[EXERCISE GOAL]:
Please set down all the lines beneath this one exactly, without the pictures.

[STORED DATA]:
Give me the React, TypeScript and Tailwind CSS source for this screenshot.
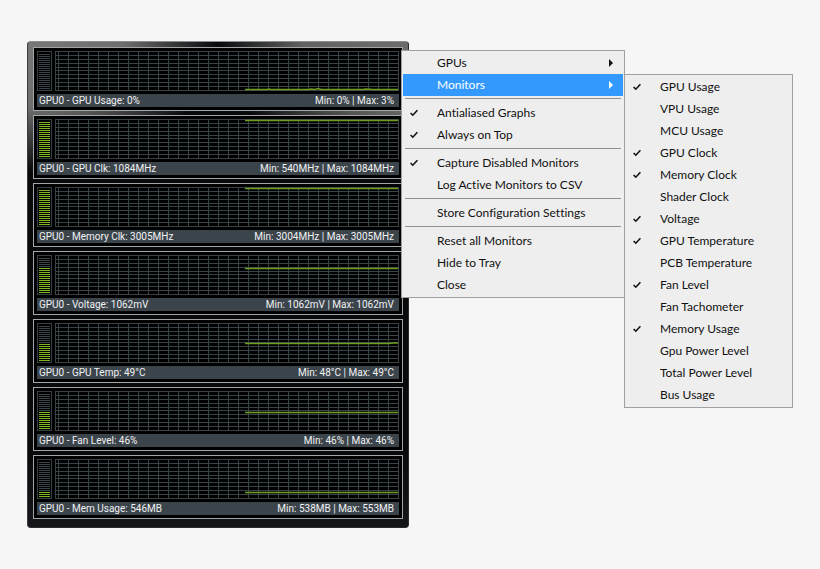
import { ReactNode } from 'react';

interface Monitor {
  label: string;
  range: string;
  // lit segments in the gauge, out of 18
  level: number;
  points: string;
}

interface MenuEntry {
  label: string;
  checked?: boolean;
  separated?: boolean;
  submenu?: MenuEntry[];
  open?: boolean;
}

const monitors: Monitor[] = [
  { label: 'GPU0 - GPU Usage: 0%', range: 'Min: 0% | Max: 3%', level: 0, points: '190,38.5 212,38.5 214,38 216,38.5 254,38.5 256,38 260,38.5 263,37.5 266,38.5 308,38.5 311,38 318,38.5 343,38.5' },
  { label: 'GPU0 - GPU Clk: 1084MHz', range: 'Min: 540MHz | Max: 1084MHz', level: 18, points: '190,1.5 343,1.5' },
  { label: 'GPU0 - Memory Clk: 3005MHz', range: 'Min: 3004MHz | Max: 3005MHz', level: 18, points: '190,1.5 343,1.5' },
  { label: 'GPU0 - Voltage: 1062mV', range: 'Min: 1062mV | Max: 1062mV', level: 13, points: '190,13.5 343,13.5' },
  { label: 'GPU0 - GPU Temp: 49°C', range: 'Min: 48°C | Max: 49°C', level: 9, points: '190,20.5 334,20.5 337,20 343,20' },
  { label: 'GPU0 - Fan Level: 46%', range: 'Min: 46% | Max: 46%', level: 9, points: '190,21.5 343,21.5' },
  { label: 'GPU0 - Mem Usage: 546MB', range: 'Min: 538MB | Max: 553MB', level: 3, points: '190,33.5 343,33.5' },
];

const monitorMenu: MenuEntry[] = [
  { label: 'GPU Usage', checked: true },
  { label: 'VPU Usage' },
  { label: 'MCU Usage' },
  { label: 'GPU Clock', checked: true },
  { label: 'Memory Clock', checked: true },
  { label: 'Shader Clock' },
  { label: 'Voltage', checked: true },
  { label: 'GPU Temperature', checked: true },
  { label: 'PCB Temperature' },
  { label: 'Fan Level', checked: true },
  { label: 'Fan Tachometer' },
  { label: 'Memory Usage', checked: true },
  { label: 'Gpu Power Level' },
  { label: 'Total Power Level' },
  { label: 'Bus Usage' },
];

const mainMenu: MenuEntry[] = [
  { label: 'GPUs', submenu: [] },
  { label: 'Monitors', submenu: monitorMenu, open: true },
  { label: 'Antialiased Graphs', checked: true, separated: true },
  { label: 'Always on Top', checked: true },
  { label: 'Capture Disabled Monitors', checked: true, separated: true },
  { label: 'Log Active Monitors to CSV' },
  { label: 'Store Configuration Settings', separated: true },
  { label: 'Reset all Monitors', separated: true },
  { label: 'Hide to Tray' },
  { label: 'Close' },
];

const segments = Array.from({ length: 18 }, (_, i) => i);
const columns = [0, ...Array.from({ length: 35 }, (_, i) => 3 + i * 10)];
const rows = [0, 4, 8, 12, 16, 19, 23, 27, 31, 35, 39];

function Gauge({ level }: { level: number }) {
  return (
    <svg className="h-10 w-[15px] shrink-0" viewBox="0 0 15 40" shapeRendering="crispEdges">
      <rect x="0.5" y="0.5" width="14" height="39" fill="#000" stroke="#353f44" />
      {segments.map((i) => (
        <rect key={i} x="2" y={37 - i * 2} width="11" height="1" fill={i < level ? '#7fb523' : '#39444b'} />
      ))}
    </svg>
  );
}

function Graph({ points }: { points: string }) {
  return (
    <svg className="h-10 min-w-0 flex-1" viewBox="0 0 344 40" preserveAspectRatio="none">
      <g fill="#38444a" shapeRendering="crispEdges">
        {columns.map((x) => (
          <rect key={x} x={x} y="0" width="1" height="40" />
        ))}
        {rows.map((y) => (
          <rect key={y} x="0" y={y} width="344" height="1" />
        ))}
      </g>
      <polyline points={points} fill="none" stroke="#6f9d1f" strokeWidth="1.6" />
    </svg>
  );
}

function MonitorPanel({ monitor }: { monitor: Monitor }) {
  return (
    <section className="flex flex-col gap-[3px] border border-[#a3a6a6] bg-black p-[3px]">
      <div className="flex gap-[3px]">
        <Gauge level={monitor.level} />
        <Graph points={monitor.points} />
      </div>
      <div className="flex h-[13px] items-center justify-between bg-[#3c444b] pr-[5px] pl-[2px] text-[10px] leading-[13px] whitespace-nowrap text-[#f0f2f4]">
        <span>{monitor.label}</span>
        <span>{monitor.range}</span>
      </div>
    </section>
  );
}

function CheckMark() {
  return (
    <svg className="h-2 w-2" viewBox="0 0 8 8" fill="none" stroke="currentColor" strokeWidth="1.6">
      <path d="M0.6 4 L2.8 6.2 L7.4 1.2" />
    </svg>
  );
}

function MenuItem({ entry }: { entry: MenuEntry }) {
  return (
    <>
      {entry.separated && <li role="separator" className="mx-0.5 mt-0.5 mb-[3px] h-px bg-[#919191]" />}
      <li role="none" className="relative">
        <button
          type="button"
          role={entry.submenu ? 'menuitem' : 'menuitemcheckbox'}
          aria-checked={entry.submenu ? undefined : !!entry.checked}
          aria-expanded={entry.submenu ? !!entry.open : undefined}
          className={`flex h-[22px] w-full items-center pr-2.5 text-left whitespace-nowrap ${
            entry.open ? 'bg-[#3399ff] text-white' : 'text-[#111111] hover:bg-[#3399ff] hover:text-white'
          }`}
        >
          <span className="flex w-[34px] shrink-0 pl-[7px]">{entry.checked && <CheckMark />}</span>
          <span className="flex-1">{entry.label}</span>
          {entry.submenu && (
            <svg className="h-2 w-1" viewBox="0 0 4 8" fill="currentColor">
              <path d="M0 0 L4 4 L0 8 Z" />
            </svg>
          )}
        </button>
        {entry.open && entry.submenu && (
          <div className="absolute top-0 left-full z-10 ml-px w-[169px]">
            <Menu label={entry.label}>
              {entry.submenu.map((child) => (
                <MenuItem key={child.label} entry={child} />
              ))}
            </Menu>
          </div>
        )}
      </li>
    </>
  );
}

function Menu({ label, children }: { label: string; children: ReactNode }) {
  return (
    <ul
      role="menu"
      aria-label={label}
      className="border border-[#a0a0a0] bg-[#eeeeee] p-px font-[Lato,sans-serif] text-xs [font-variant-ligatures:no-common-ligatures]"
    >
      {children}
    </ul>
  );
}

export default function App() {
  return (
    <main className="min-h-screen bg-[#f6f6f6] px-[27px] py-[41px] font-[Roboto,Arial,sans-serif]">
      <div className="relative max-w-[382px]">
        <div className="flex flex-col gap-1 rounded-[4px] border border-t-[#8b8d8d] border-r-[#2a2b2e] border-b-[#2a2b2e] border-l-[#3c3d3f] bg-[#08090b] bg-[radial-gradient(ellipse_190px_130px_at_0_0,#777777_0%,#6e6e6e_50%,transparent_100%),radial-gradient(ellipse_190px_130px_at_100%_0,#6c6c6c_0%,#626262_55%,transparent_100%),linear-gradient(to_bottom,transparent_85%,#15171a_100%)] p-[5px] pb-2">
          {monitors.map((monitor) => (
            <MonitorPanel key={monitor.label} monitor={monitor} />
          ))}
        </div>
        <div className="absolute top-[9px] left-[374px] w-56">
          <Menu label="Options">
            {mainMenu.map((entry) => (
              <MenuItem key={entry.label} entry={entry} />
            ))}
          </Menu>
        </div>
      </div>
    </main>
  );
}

[THE ANSWER]:
Give me the React, TypeScript and Tailwind CSS source for this screenshot.
import { ReactNode } from 'react';

interface Monitor {
  label: string;
  range: string;
  // lit segments in the gauge, out of 18
  level: number;
  points: string;
}

interface MenuEntry {
  label: string;
  checked?: boolean;
  separated?: boolean;
  submenu?: MenuEntry[];
  open?: boolean;
}

const monitors: Monitor[] = [
  { label: 'GPU0 - GPU Usage: 0%', range: 'Min: 0% | Max: 3%', level: 0, points: '190,38.5 212,38.5 214,38 216,38.5 254,38.5 256,38 260,38.5 263,37.5 266,38.5 308,38.5 311,38 318,38.5 343,38.5' },
  { label: 'GPU0 - GPU Clk: 1084MHz', range: 'Min: 540MHz | Max: 1084MHz', level: 18, points: '190,1.5 343,1.5' },
  { label: 'GPU0 - Memory Clk: 3005MHz', range: 'Min: 3004MHz | Max: 3005MHz', level: 18, points: '190,1.5 343,1.5' },
  { label: 'GPU0 - Voltage: 1062mV', range: 'Min: 1062mV | Max: 1062mV', level: 13, points: '190,13.5 343,13.5' },
  { label: 'GPU0 - GPU Temp: 49°C', range: 'Min: 48°C | Max: 49°C', level: 9, points: '190,20.5 334,20.5 337,20 343,20' },
  { label: 'GPU0 - Fan Level: 46%', range: 'Min: 46% | Max: 46%', level: 9, points: '190,21.5 343,21.5' },
  { label: 'GPU0 - Mem Usage: 546MB', range: 'Min: 538MB | Max: 553MB', level: 3, points: '190,33.5 343,33.5' },
];

const monitorMenu: MenuEntry[] = [
  { label: 'GPU Usage', checked: true },
  { label: 'VPU Usage' },
  { label: 'MCU Usage' },
  { label: 'GPU Clock', checked: true },
  { label: 'Memory Clock', checked: true },
  { label: 'Shader Clock' },
  { label: 'Voltage', checked: true },
  { label: 'GPU Temperature', checked: true },
  { label: 'PCB Temperature' },
  { label: 'Fan Level', checked: true },
  { label: 'Fan Tachometer' },
  { label: 'Memory Usage', checked: true },
  { label: 'Gpu Power Level' },
  { label: 'Total Power Level' },
  { label: 'Bus Usage' },
];

const mainMenu: MenuEntry[] = [
  { label: 'GPUs', submenu: [] },
  { label: 'Monitors', submenu: monitorMenu, open: true },
  { label: 'Antialiased Graphs', checked: true, separated: true },
  { label: 'Always on Top', checked: true },
  { label: 'Capture Disabled Monitors', checked: true, separated: true },
  { label: 'Log Active Monitors to CSV' },
  { label: 'Store Configuration Settings', separated: true },
  { label: 'Reset all Monitors', separated: true },
  { label: 'Hide to Tray' },
  { label: 'Close' },
];

const segments = Array.from({ length: 18 }, (_, i) => i);
const columns = [0, ...Array.from({ length: 35 }, (_, i) => 3 + i * 10)];
const rows = [0, 4, 8, 12, 16, 19, 23, 27, 31, 35, 39];

function Gauge({ level }: { level: number }) {
  return (
    <svg className="h-10 w-[15px] shrink-0" viewBox="0 0 15 40" shapeRendering="crispEdges">
      <rect x="0.5" y="0.5" width="14" height="39" fill="#000" stroke="#353f44" />
      {segments.map((i) => (
        <rect key={i} x="2" y={37 - i * 2} width="11" height="1" fill={i < level ? '#7fb523' : '#39444b'} />
      ))}
    </svg>
  );
}

function Graph({ points }: { points: string }) {
  return (
    <svg className="h-10 min-w-0 flex-1" viewBox="0 0 344 40" preserveAspectRatio="none">
      <g fill="#38444a" shapeRendering="crispEdges">
        {columns.map((x) => (
          <rect key={x} x={x} y="0" width="1" height="40" />
        ))}
        {rows.map((y) => (
          <rect key={y} x="0" y={y} width="344" height="1" />
        ))}
      </g>
      <polyline points={points} fill="none" stroke="#6f9d1f" strokeWidth="1.6" />
    </svg>
  );
}

function MonitorPanel({ monitor }: { monitor: Monitor }) {
  return (
    <section className="flex flex-col gap-[3px] border border-[#a3a6a6] bg-black p-[3px]">
      <div className="flex gap-[3px]">
        <Gauge level={monitor.level} />
        <Graph points={monitor.points} />
      </div>
      <div className="flex h-[13px] items-center justify-between bg-[#3c444b] pr-[5px] pl-[2px] text-[10px] leading-[13px] whitespace-nowrap text-[#f0f2f4]">
        <span>{monitor.label}</span>
        <span>{monitor.range}</span>
      </div>
    </section>
  );
}

function CheckMark() {
  return (
    <svg className="h-2 w-2" viewBox="0 0 8 8" fill="none" stroke="currentColor" strokeWidth="1.6">
      <path d="M0.6 4 L2.8 6.2 L7.4 1.2" />
    </svg>
  );
}

function MenuItem({ entry }: { entry: MenuEntry }) {
  return (
    <>
      {entry.separated && <li role="separator" className="mx-0.5 mt-0.5 mb-[3px] h-px bg-[#919191]" />}
      <li role="none" className="relative">
        <button
          type="button"
          role={entry.submenu ? 'menuitem' : 'menuitemcheckbox'}
          aria-checked={entry.submenu ? undefined : !!entry.checked}
          aria-expanded={entry.submenu ? !!entry.open : undefined}
          className={`flex h-[22px] w-full items-center pr-2.5 text-left whitespace-nowrap ${
            entry.open ? 'bg-[#3399ff] text-white' : 'text-[#111111] hover:bg-[#3399ff] hover:text-white'
          }`}
        >
          <span className="flex w-[34px] shrink-0 pl-[7px]">{entry.checked && <CheckMark />}</span>
          <span className="flex-1">{entry.label}</span>
          {entry.submenu && (
            <svg className="h-2 w-1" viewBox="0 0 4 8" fill="currentColor">
              <path d="M0 0 L4 4 L0 8 Z" />
            </svg>
          )}
        </button>
        {entry.open && entry.submenu && (
          <div className="absolute top-0 left-full z-10 ml-px w-[169px]">
            <Menu label={entry.label}>
              {entry.submenu.map((child) => (
                <MenuItem key={child.label} entry={child} />
              ))}
            </Menu>
          </div>
        )}
      </li>
    </>
  );
}

function Menu({ label, children }: { label: string; children: ReactNode }) {
  return (
    <ul
      role="menu"
      aria-label={label}
      className="border border-[#a0a0a0] bg-[#eeeeee] p-px font-[Lato,sans-serif] text-xs [font-variant-ligatures:no-common-ligatures]"
    >
      {children}
    </ul>
  );
}

export default function App() {
  return (
    <main className="min-h-screen bg-[#f6f6f6] px-[27px] py-[41px] font-[Roboto,Arial,sans-serif]">
      <div className="relative max-w-[382px]">
        <div className="flex flex-col gap-1 rounded-[4px] border border-t-[#8b8d8d] border-r-[#2a2b2e] border-b-[#2a2b2e] border-l-[#3c3d3f] bg-[#08090b] bg-[radial-gradient(ellipse_190px_130px_at_0_0,#777777_0%,#6e6e6e_50%,transparent_100%),radial-gradient(ellipse_190px_130px_at_100%_0,#6c6c6c_0%,#626262_55%,transparent_100%),linear-gradient(to_bottom,transparent_85%,#15171a_100%)] p-[5px] pb-2">
          {monitors.map((monitor) => (
            <MonitorPanel key={monitor.label} monitor={monitor} />
          ))}
        </div>
        <div className="absolute top-[9px] left-[374px] w-56">
          <Menu label="Options">
            {mainMenu.map((entry) => (
              <MenuItem key={entry.label} entry={entry} />
            ))}
          </Menu>
        </div>
      </div>
    </main>
  );
}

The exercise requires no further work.